To: mishedlo who wrote (80669)7/21/2001 9:25:12 PM
From: KymarFye  Respond to of 99985
 
My comments about waiting for the breakout were more oriented towards those inclined to jump the gun on the falling wedge, expecting a quick rewarding excursion to the rally high, which would be the conventional measuring implication for a breakout.

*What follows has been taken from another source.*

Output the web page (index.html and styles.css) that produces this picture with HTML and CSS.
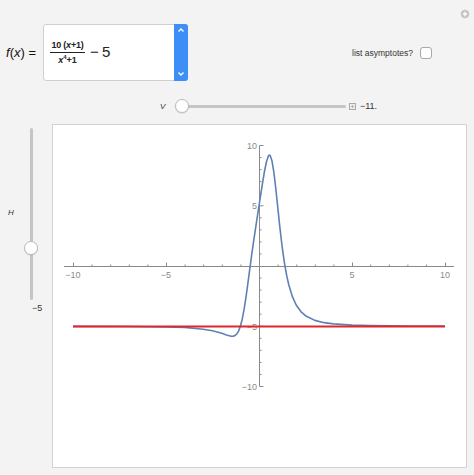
FILE: index.html
```html
<!DOCTYPE html>
<html>
<head>
<meta charset="utf-8">
<link rel="stylesheet" href="styles.css">
</head>
<body>
<div class="app">
  <svg class="addicon" width="10" height="10" viewBox="0 0 10 10"><circle cx="5" cy="5" r="4.3" fill="#c4c4c4"/><path d="M5 2.8V7.2M2.8 5H7.2" stroke="#fff" stroke-width="1.3"/></svg>
  <div class="top">
    <div class="fx"><i>f</i>(<i>x</i>) =</div>
    <div class="box">
      <div class="expr">
        <div class="frac">
          <div class="num">10 (<i>x</i>+1)</div>
          <div class="den"><i>x</i><sup>4</sup>+1</div>
        </div>
        <div class="minus">− 5</div>
      </div>
      <div class="spin">
        <svg width="8" height="6" viewBox="0 0 8 6"><path d="M1.5 4.5L4 2L6.5 4.5" fill="none" stroke="#fff" stroke-width="1.4"/></svg>
        <svg width="8" height="6" viewBox="0 0 8 6"><path d="M1.5 1.5L4 4L6.5 1.5" fill="none" stroke="#fff" stroke-width="1.4"/></svg>
      </div>
    </div>
    <div class="spacer"></div>
    <div class="asym">list asymptotes?</div>
    <div class="check"></div>
  </div>
  <div class="vrow">
    <div class="vlabel"><i>V</i></div>
    <div class="hslider"><div class="knob hknob"></div></div>
    <div class="pbtn"><svg width="7" height="7" viewBox="0 0 7 7"><rect x="0.5" y="0.5" width="6" height="6" fill="#eee" stroke="#aaa"/><path d="M3.5 2V5M2 3.5H5" stroke="#aaa" stroke-width="0.8"/></svg></div>
    <div class="vval">−11.</div>
  </div>
  <div class="main">
    <div class="side">
      <div class="hlabel"><i>H</i></div>
      <div class="vcol">
        <div class="vtrack"><div class="knob vknob"></div></div>
        <div class="vmin">−5</div>
      </div>
    </div>
    <div class="panel">
      <svg width="413" height="342" viewBox="53 125 413 342">
        <g stroke="#8a8a8a" stroke-width="1" fill="none">
          <path d="M64 266.5H454"/>
          <path d="M259.5 145.5V386.5"/>
          <path d="M73.5 266.5v-4M166.5 266.5v-4M352.5 266.5v-4M445.5 266.5v-4"/>
          <path d="M92.1 266.5v-2M110.7 266.5v-2M129.3 266.5v-2M147.9 266.5v-2M185.1 266.5v-2M203.7 266.5v-2M222.3 266.5v-2M240.9 266.5v-2M278.1 266.5v-2M296.7 266.5v-2M315.3 266.5v-2M333.9 266.5v-2M370.7 266.5v-2M389.3 266.5v-2M407.9 266.5v-2M426.5 266.5v-2"/>
          <path d="M259.5 145.5h4M259.5 205.75h4M259.5 326.25h4M259.5 386.5h4"/>
          <path d="M259.5 157.55h2M259.5 169.6h2M259.5 181.65h2M259.5 193.7h2M259.5 217.8h2M259.5 229.85h2M259.5 241.9h2M259.5 253.95h2M259.5 278.05h2M259.5 290.1h2M259.5 302.15h2M259.5 314.2h2M259.5 338.3h2M259.5 350.35h2M259.5 362.4h2M259.5 374.45h2"/>
        </g>
        <g class="tick" fill="#8a8a8a">
          <text x="73" y="278" text-anchor="middle">−10</text>
          <text x="166" y="278" text-anchor="middle">−5</text>
          <text x="352" y="278" text-anchor="middle">5</text>
          <text x="445" y="278" text-anchor="middle">10</text>
          <text x="257" y="149" text-anchor="end">10</text>
          <text x="257" y="209" text-anchor="end">5</text>
          <text x="257" y="329.5" text-anchor="end">−5</text>
          <text x="257" y="390" text-anchor="end">−10</text>
        </g>
        <polyline fill="none" stroke="#5e81b5" stroke-width="1.6" stroke-linejoin="round" points="73,326.36 128.8,326.55 166,327.02 184.6,327.41 203.2,329.19 212.5,330.76 221.8,333.34 226.45,334.96 231.1,336.19 232.96,336.2 234.82,335.62 236.68,334.1 238.54,331.14 240.4,326.25 242.26,318.97 244.12,309.15 245.98,297.1 247.84,283.58 249.7,269.54 251.56,255.76 253.42,242.57 255.28,230.01 257.14,217.81 259,205.75 260.86,193.71 262.72,181.88 264.58,170.85 266.44,161.77 268.3,156.13 269.23,155.14 270.16,155.57 272.02,161.06 273.88,172.37 275.74,188 277.6,205.75 279.46,223.56 281.32,240 283.18,254.37 285.04,266.52 286.9,276.56 288.76,284.77 292.48,296.91 296.2,304.98 300.85,311.55 305.5,315.72 314.8,320.37 324.1,322.66 333.4,323.9 352,325.09 370.6,325.6 407.8,325.98 445,326.12"/>
        <path d="M73 326.5H445" stroke="#e0262b" stroke-width="2"/>
      </svg>
    </div>
  </div>
</div>
</body>
</html>
```
FILE: styles.css
```css
html, body {
  margin: 0;
  padding: 0;
}
body {
  background: #f3f3f3;
  font-family: "Liberation Sans", Arial, sans-serif;
  color: #222;
}
.app {
  position: relative;
  width: 474px;
  height: 475px;
  overflow: hidden;
  background: #f3f3f3;
}
.addicon {
  position: absolute;
  left: 460px;
  top: 9px;
}
.top {
  display: flex;
  align-items: center;
  height: 57px;
  padding: 24px 42px 0 6px;
}
.fx {
  width: 37px;
  font-size: 13px;
  color: #111;
}
.box {
  width: 145px;
  height: 57px;
  box-sizing: border-box;
  background: #fff;
  border: 1px solid #cfcfcf;
  border-radius: 3px;
  display: flex;
}
.expr {
  flex: 1;
  display: flex;
  align-items: center;
  padding-left: 6px;
}
.frac {
  display: flex;
  flex-direction: column;
  align-items: center;
  width: 35px;
}
.num {
  font-size: 9px;
  line-height: 11px;
  padding: 0 1px 1px;
  border-bottom: 1px solid #222;
  font-weight: bold;
  letter-spacing: -0.2px;
}
.den {
  font-size: 9px;
  line-height: 11px;
  padding-top: 2px;
  font-weight: bold;
}
.den sup {
  font-size: 6px;
  vertical-align: 4px;
  line-height: 0;
}
.minus {
  font-size: 15px;
  margin-left: 5px;
  margin-top: -2px;
  letter-spacing: -0.5px;
}
.spin {
  width: 14px;
  margin: -1px -1px -1px 0;
  background: #3d8ef6;
  border-radius: 0 3px 3px 0;
  display: flex;
  flex-direction: column;
  justify-content: space-between;
  align-items: center;
  padding: 3px 0 4px;
}
.spin svg {
  display: block;
}
.spacer {
  flex: 1;
}
.asym {
  font-size: 8.5px;
  color: #333;
  margin-right: 7px;
}
.check {
  width: 12px;
  height: 12px;
  box-sizing: border-box;
  border: 1px solid #a8a8a8;
  border-radius: 3px;
  background: #fff;
}
.vrow {
  display: flex;
  align-items: center;
  height: 14px;
  margin-top: 18px;
  padding-left: 160px;
}
.vlabel {
  width: 16px;
  font-size: 8px;
  color: #333;
}
.hslider {
  position: relative;
  width: 170px;
  height: 3px;
  background: #c5c5c5;
  border-radius: 2px;
}
.knob {
  position: absolute;
  width: 14px;
  height: 14px;
  box-sizing: border-box;
  border-radius: 50%;
  background: #fff;
  border: 1px solid #bdbdbd;
  box-shadow: 0 0.5px 1px rgba(0,0,0,0.15);
}
.hknob {
  left: -1px;
  top: -5.5px;
}
.pbtn {
  margin-left: 3px;
  height: 7px;
}
.pbtn svg {
  display: block;
}
.vval {
  margin-left: 4px;
  font-size: 9px;
  color: #333;
}
.main {
  display: flex;
  margin-top: 11px;
  height: 344px;
}
.side {
  width: 52px;
  display: flex;
  align-items: flex-start;
  padding-top: 4px;
  box-sizing: border-box;
}
.hlabel {
  width: 16px;
  padding-left: 8px;
  margin-top: 80px;
  font-size: 8px;
  line-height: 10px;
  color: #333;
}
.vcol {
  width: 14px;
  display: flex;
  flex-direction: column;
}
.vtrack {
  position: relative;
  width: 3px;
  height: 172px;
  margin-left: 5.5px;
  background: #c5c5c5;
  border-radius: 2px;
}
.vknob {
  left: -5.5px;
  top: 113px;
}
.vmin {
  margin-top: 3px;
  margin-left: 8px;
  font-size: 9px;
  line-height: 10px;
  color: #333;
}
.panel {
  width: 415px;
  height: 344px;
  box-sizing: border-box;
  background: #fff;
  border: 1px solid #d2d2d2;
}
.panel svg {
  display: block;
}
.tick text {
  font-family: "Liberation Sans", Arial, sans-serif;
  font-size: 9px;
}
```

That could happen, but, as I suggested, and as BB just also suggested, a wedge such as this one could descend further (maybe a lot further) even in the normal course of development. In the ENCYCLOPEDIA OF CHART PATTERNS, Bulkowski provides an example of a falling wedge that breaks DOWN rather severely, and very near its apex, prior to breaking upward, and notes that roughly a quarter of the formations he observed in his research exhibited a similar tendency. In short, even if you "believe" in the formation, if you consider the possibility that the breakout may not occur prior to further elaborate downward-trending zig-zagging, committing now could by very disadvantageous for numerous reasons - time-wise as well as price-wise.

I agree with you that until and unless that breakout occurs, the predominant trend in the techs is obviously down. I trade intraday almost exclusively, but, presuming decent entries and no peculiar stock-specific problems, if I had longer term short positions or puts, I wouldn't feel compelled to cover prior to the breakout.